The conference enacted the rule as a commitment to diverse and inclusive hiring practices. It requires each member institution to interview candidates from underrepresented groups for head coach, assistant coach and senior administrator openings.

The term underrepresented refers to a minority in the particular sport or position across the nation. Therefore, if the majority of coaches in a specific sport are male, interviewing a female candidate qualifies. The two main areas the WCC looks at are gender and race.

“Our presidents really wanted to do something that had meaningful and lasting change,” WCC Commissioner Gloria Nevarez said. “The idea of the hiring commitment had been kind of kicking around in the back of my brain for a bit and really seemed to make sense for us as a league and to our presidents.”

Nevarez met with leadership from the conference’s member institutions back in the wake of George Floyd’s murder in May 2020 to establish a commitment to underrepresented communities.

“It’s been a huge step forward for our conference,” Loyola Marymount Athletic Director Craig Pintens said. “It gives us a tremendous competitive advantage over other conferences that don’t have anything like this in place. For us, it was something that we were committed to prior to the implementation of the Russell Rule. It just has provided great opportunities, and the data has showed that after the first year. ... It’s just such a tremendous step forward for everyone.”

Over the first year of the Russell Rule, there were 84 searches, and 81 of them met the criteria laid out in the Russell Rule.

From those 84 searches, 135 finalists were from underrepresented groups. More than half of the hires (44) belonged to underrepresented groups.

“One year of data is not something that you want to prematurely celebrate, but it certainly is a good indicator of investment and buy-in,” Nevarez said. “Hopefully, the adoption of the commitment as well as our first-year results signals to the market that this isn’t tokenism in interviews. … It makes developing diverse candidate pools easier, more attainable when folks know we’re serious about it.”

There were 15 head coaches hired — nine of them were from underrepresented groups. Half of the 56 assistant coaches hired fall into this category. Seven of the 13 senior athletic staffers hired were also from underrepresented communities as well.

For Pintens, the assistant coach hirings have signaled the biggest potential for growth in the future.

“Where it’s made the biggest impact is with our head coaches when they hire assistant coaches because there has to be a pipeline of underrepresented candidates, and that pipeline begins by being an assistant coach,” he said. “Our coaches obviously have embraced it. It’s made a tremendous impact.

“If you’re doing it the right way, eventually, underrepresented candidates are going to be your assistant coaches, and then when they’re promoted, nobody is going to blink.”

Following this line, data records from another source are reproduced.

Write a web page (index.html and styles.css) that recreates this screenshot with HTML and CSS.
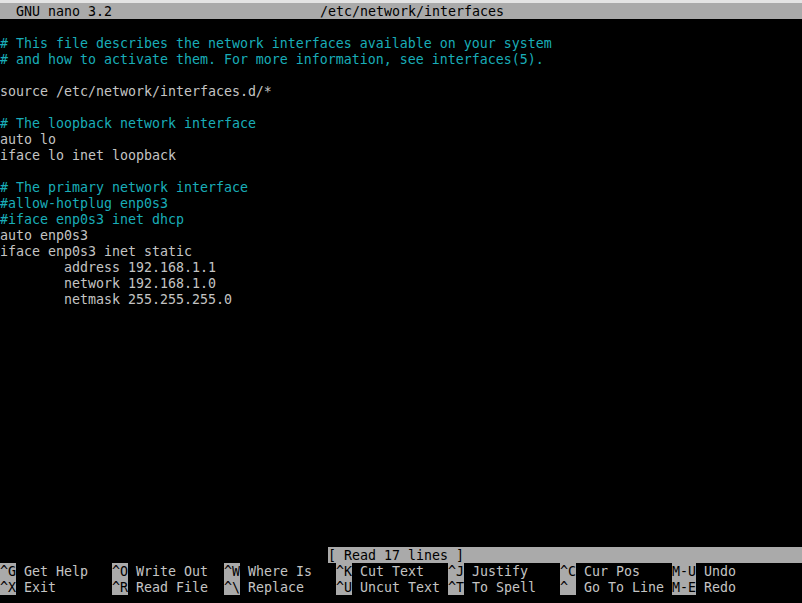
FILE: index.html
```html
<!DOCTYPE html>
<html lang="en">
<head>
    <meta charset="UTF-8">
    <title>GNU nano 3.2 - /etc/network/interfaces</title>
    <link rel="stylesheet" href="styles.css">
</head>
<body>
    <div class="terminal">
        <div class="titlebar"><span class="app">  GNU nano 3.2</span><span class="filename">/etc/network/interfaces</span></div>

        <div class="buffer">
            <div class="line"> </div>
            <div class="line comment"># This file describes the network interfaces available on your system</div>
            <div class="line comment"># and how to activate them. For more information, see interfaces(5).</div>
            <div class="line"> </div>
            <div class="line">source /etc/network/interfaces.d/*</div>
            <div class="line"> </div>
            <div class="line comment"># The loopback network interface</div>
            <div class="line">auto lo</div>
            <div class="line">iface lo inet loopback</div>
            <div class="line"> </div>
            <div class="line comment"># The primary network interface</div>
            <div class="line comment">#allow-hotplug enp0s3</div>
            <div class="line comment">#iface enp0s3 inet dhcp</div>
            <div class="line">auto enp0s3</div>
            <div class="line">iface enp0s3 inet static</div>
            <div class="line">        address 192.168.1.1</div>
            <div class="line">        network 192.168.1.0</div>
            <div class="line">        netmask 255.255.255.0</div>
        </div>

        <div class="statusbar"><span class="cell status">[ Read 17 lines ]</span></div>

        <div class="shortcuts">
            <div class="shortcut"><span class="cell key">^G</span><span class="cell"> Get Help</span></div>
            <div class="shortcut"><span class="cell key">^O</span><span class="cell"> Write Out</span></div>
            <div class="shortcut"><span class="cell key">^W</span><span class="cell"> Where Is</span></div>
            <div class="shortcut"><span class="cell key">^K</span><span class="cell"> Cut Text</span></div>
            <div class="shortcut"><span class="cell key">^J</span><span class="cell"> Justify</span></div>
            <div class="shortcut"><span class="cell key">^C</span><span class="cell"> Cur Pos</span></div>
            <div class="shortcut"><span class="cell key">M-U</span><span class="cell"> Undo</span></div>
            <div class="shortcut"><span class="cell key">^X</span><span class="cell"> Exit</span></div>
            <div class="shortcut"><span class="cell key">^R</span><span class="cell"> Read File</span></div>
            <div class="shortcut"><span class="cell key">^\</span><span class="cell"> Replace</span></div>
            <div class="shortcut"><span class="cell key">^U</span><span class="cell"> Uncut Text</span></div>
            <div class="shortcut"><span class="cell key">^T</span><span class="cell"> To Spell</span></div>
            <div class="shortcut"><span class="cell key">^_</span><span class="cell"> Go To Line</span></div>
            <div class="shortcut"><span class="cell key">M-E</span><span class="cell"> Redo</span></div>
        </div>
    </div>
</body>
</html>
```

FILE: styles.css
```css
html, body {
    margin: 0;
    height: 100%;
    background-color: #000;
}

body {
    font-family: 'DejaVu Sans Mono', 'Liberation Mono', monospace;
    font-size: 13.29px;
    line-height: 16px;
    color: #c4c4c4;
    overflow: hidden;
}

.terminal {
    height: 600px;
    border-top: 3px solid #e4e4e4;
    display: flex;
    flex-direction: column;
}

.titlebar {
    background-color: #aaaaaa;
    color: #000;
    height: 15px;
    padding-top: 1px;
    display: flex;
    white-space: pre;
}

.titlebar .app {
    width: 320px;
}

.buffer {
    flex: 1;
}

/* one terminal row = 16px, glyphs sit 1px low like the console font */
.line {
    height: 15px;
    padding-top: 1px;
    white-space: pre;
}

.comment {
    color: #19adb8;
}

.statusbar {
    height: 16px;
    padding-left: 328px;
}

.shortcuts {
    display: grid;
    grid-template-columns: repeat(7, 112px);
    grid-auto-rows: 16px;
    margin-bottom: 8px;
}

.shortcut {
    display: flex;
    height: 16px;
}

.cell {
    display: block;
    height: 16px;
    box-sizing: border-box;
    padding-top: 1px;
    line-height: 15px;
    white-space: pre;
}

.status,
.key {
    background-color: #aaaaaa;
    color: #000;
}
```
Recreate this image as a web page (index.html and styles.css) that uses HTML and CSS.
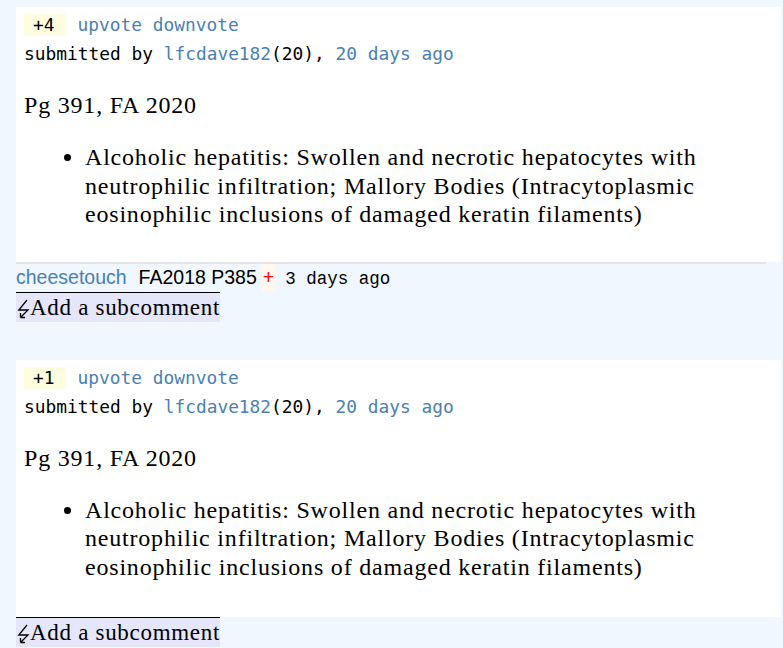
FILE: index.html
```html
<!DOCTYPE html>
<html>
<head>
<meta charset="utf-8">
<link rel="stylesheet" href="styles.css">
</head>
<body>
<div class="page">
  <div class="post">
    <div class="card">
      <div class="votes"><span class="score">+4</span><a class="link">upvote</a> <a class="link">downvote</a></div>
      <div class="meta">submitted by <a class="link">lfcdave182</a>(20), <a class="link">20 days ago</a></div>
      <p class="ref">Pg 391, FA 2020</p>
      <ul class="points">
        <li>Alcoholic hepatitis: Swollen and necrotic hepatocytes with neutrophilic infiltration; Mallory Bodies (Intracytoplasmic eosinophilic inclusions of damaged keratin filaments)</li>
      </ul>
    </div>
    <div class="comments">
      <div class="comment"><a class="user">cheesetouch</a><span class="ctext">FA2018 P385</span><span class="plus">+</span><span class="ago">3 days ago</span></div>
    </div>
    <div class="add"><svg class="bolt" width="13" height="29" viewBox="0 0 13 29"><path d="M10 7 L1.8 17 L11 17 L3.5 24.5 M3.5 24.5 L3.5 20 M3.5 24.5 L8 24.5" fill="none" stroke="#000" stroke-width="1.3"/></svg><span>Add a subcomment</span></div>
  </div>
  <div class="post">
    <div class="card card-tall">
      <div class="votes"><span class="score">+1</span><a class="link">upvote</a> <a class="link">downvote</a></div>
      <div class="meta">submitted by <a class="link">lfcdave182</a>(20), <a class="link">20 days ago</a></div>
      <p class="ref">Pg 391, FA 2020</p>
      <ul class="points">
        <li>Alcoholic hepatitis: Swollen and necrotic hepatocytes with neutrophilic infiltration; Mallory Bodies (Intracytoplasmic eosinophilic inclusions of damaged keratin filaments)</li>
      </ul>
    </div>
    <div class="add add-top"><svg class="bolt" width="13" height="29" viewBox="0 0 13 29"><path d="M10 7 L1.8 17 L11 17 L3.5 24.5 M3.5 24.5 L3.5 20 M3.5 24.5 L8 24.5" fill="none" stroke="#000" stroke-width="1.3"/></svg><span>Add a subcomment</span></div>
  </div>
</div>
</body>
</html>
```

FILE: styles.css
```css
html, body {
  margin: 0;
  padding: 0;
  background: #f0f7ff;
}
.page {
  padding: 7px 2px 0 16px;
}
.post {
  margin-bottom: 38px;
}
.post:last-child {
  margin-bottom: 0;
}
.card {
  background: #ffffff;
  padding: 7px 8px 33px 8px;
}
.card-tall {
  padding-bottom: 36px;
}
.votes, .meta {
  font-family: "DejaVu Sans Mono", monospace;
  font-size: 17.85px;
  line-height: 22px;
  color: #000;
}
.meta {
  margin-top: 7px;
}
.score {
  display: inline-block;
  background: #fffde0;
  padding: 0 11px 0 9px;
  margin-right: 12px;
}
.link {
  color: #4a80b4;
  text-decoration: none;
}
.ref {
  font-family: "Liberation Serif", serif;
  font-size: 24px;
  letter-spacing: 0.8px;
  line-height: 28px;
  margin: 26px 0 0 0;
}
.points {
  font-family: "Liberation Serif", serif;
  font-size: 24px;
  letter-spacing: 0.8px;
  line-height: 28.5px;
  margin: 24px 0 0 0;
  padding-left: 61px;
}
.comments {
  border-top: 2px solid #e4e4e4;
  margin-right: 15px;
}
.comment {
  font-family: "Liberation Sans", sans-serif;
  font-size: 19.5px;
  line-height: 27px;
  height: 27px;
  display: flex;
  align-items: baseline;
}
.user {
  color: #4a80b4;
  margin-right: 12px;
}
.plus {
  color: #ff0000;
  background: #fff8ec;
  margin-left: 5px;
  padding: 0 1px;
}
.ago {
  font-family: "Liberation Mono", monospace;
  font-size: 17.5px;
  margin-left: 10px;
}
.add {
  display: flex;
  width: fit-content;
  height: 29px;
  font-family: "Liberation Serif", serif;
  font-size: 23px;
  letter-spacing: 0.7px;
  line-height: 29px;
  background: #e6e6fa;
  border-top: 1px solid #000;
  margin-top: 1px;
}
.bolt {
  display: block;
  margin-left: 1px;
  flex: none;
}
.add-top {
  margin-top: 0;
}
```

However, Pintens noted there is a lack of diverse candidate pools in some sports. As a result, it can be difficult to find underrepresented candidates who would be qualified for the available openings.

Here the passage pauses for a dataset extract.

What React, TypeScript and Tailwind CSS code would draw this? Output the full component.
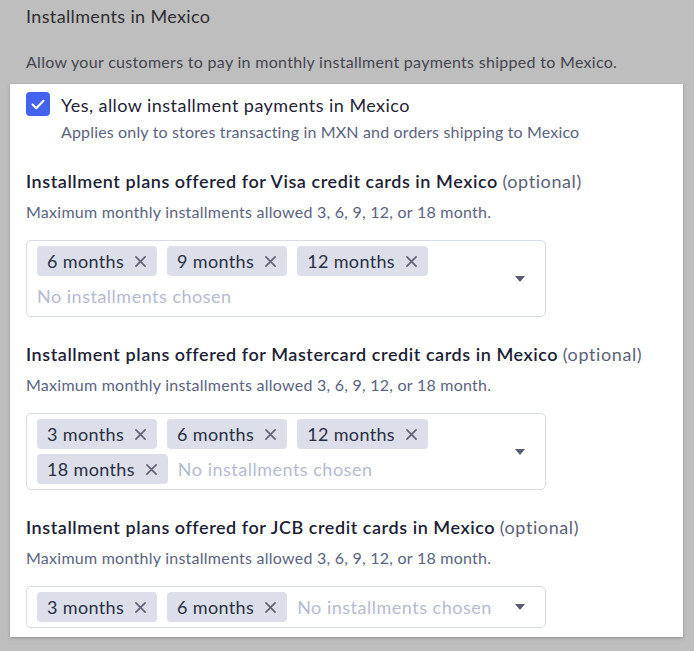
type Plan = {
  card: string;
  chosen: string[];
};

const plans: Plan[] = [
  { card: 'Visa', chosen: ['6 months', '9 months', '12 months'] },
  { card: 'Mastercard', chosen: ['3 months', '6 months', '12 months', '18 months'] },
  { card: 'JCB', chosen: ['3 months', '6 months'] },
];

function Chip({ label }: { label: string }) {
  return (
    <span className="flex h-[30px] items-center gap-[11px] rounded-[4px] bg-[#dcdfe9] pl-[10px] pr-[11px] text-[18px] leading-none tracking-[0.35px] text-[#2a2f45]">
      {label}
      <svg width="11" height="11" viewBox="0 0 12 12" fill="none">
        <path d="M1 1l10 10M11 1L1 11" stroke="#5e6277" strokeWidth="1.8" strokeLinecap="round" />
      </svg>
    </span>
  );
}

function PlanSelect({ plan }: { plan: Plan }) {
  return (
    <div className="mt-[25px]">
      <h3 className="text-[18px] leading-[24px] text-[#1c2235]">
        <span className="font-semibold tracking-[0.55px]">Installment plans offered for {plan.card} credit cards in Mexico</span>{' '}
        <span className="tracking-[0.6px] text-[#5b6178]">(optional)</span>
      </h3>
      <p className="mt-[7px] text-[16px] leading-[24px] tracking-[0.25px] text-[#5b6380]">
        Maximum monthly installments allowed 3, 6, 9, 12, or 18 month.
      </p>
      <div className="mt-[16px] flex w-[520px] items-center rounded-[5px] border border-[#d8dbe8] bg-white pb-[5px] pl-[10px] pt-[5px]">
        <div className="flex flex-1 flex-wrap items-center gap-x-[10px] gap-y-[5px]">
          {plan.chosen.map((c) => (
            <Chip key={c} label={c} />
          ))}
          <span className="flex h-[30px] items-center text-[18px] tracking-[0.5px] text-[#b5bbcf]">No installments chosen</span>
        </div>
        <div className="flex w-[44px] justify-center pr-[6px]">
          <svg width="10" height="6" viewBox="0 0 10 6">
            <path d="M0 0h10l-5 6z" fill="#575b73" />
          </svg>
        </div>
      </div>
    </div>
  );
}

export default function App() {
  return (
    <div
      className="min-h-screen bg-[#bebebe] pb-[14px]"
      style={{ fontFamily: '"Source Sans Pro", Lato, "Noto Sans", sans-serif' }}
    >
      <div className="px-[26px] pt-[4px]">
        <h2 className="text-[18px] leading-[24px] tracking-[0.36px] text-[#2e2e33]">Installments in Mexico</h2>
        <p className="mt-[22px] text-[16px] leading-[24px] tracking-[0.3px] text-[#45454f]">
          Allow your customers to pay in monthly installment payments shipped to Mexico.
        </p>
      </div>

      <div className="ml-[10px] mr-[11px] mt-[10px] bg-white pb-[9px] pl-[16px] pr-[16px] pt-[8px] shadow-[0_1px_3px_rgba(0,0,0,0.25)]">
        <label className="flex gap-[11px]">
          <span className="flex h-[24px] w-[24px] shrink-0 items-center justify-center rounded-[4px] bg-[#4363ee]">
            <svg width="14" height="11" viewBox="0 0 14 11" fill="none">
              <path d="M1.5 5.5l3.8 3.8L12.5 1.8" stroke="white" strokeWidth="2" strokeLinecap="round" strokeLinejoin="round" />
            </svg>
          </span>
          <span className="flex flex-col">
            <span className="text-[18px] leading-[26px] tracking-[0.45px] text-[#1f2436]">Yes, allow installment payments in Mexico</span>
            <span className="mt-[2px] text-[16px] leading-[24px] tracking-[0.16px] text-[#5b6380]">
              Applies only to stores transacting in MXN and orders shipping to Mexico
            </span>
          </span>
        </label>

        {plans.map((p) => (
          <PlanSelect key={p.card} plan={p} />
        ))}
      </div>
    </div>
  );
}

On top of finding these candidates, the next step is to hire them as opposed to simply interviewing them to meet the Russell Rule requirement.

“We talked about the next phase being retention and promotion,” Nevarez said. “Once you get candidates in the applicant pool, that’s one hurdle. Getting them into your campus and community and keeping them, that’s another. And then making sure they’re being evaluated and tracked and promoted with the general population, that’s another.”

Underrepresented racial communities account for 42.2% of the U.S. population, according to the 2020 U.S. Census. The 2020 Census also reported the largest amount of multiracial combinations.

As the U.S. becomes more diverse, so does the college athletics landscape.

“The one thing I’m interested in is how do we expand that to international coaches because the influx of international student-athletes, particularly in some sports,” Pintens said. “How are we ensuring that those student-athletes have somebody that they can relate to because of their international status? How do we find a way to have a woman coaching men’s teams? Those are the next things that we need to examine even further. … Those are more global issues that we need to address in college athletics.”

The data for the second year of the Russell Rule is slated to be released later this year.

BYU, which is jumping from the WCC to the Big 12 next summer, will be taking the principles of the Russell Rule with it to its new conference.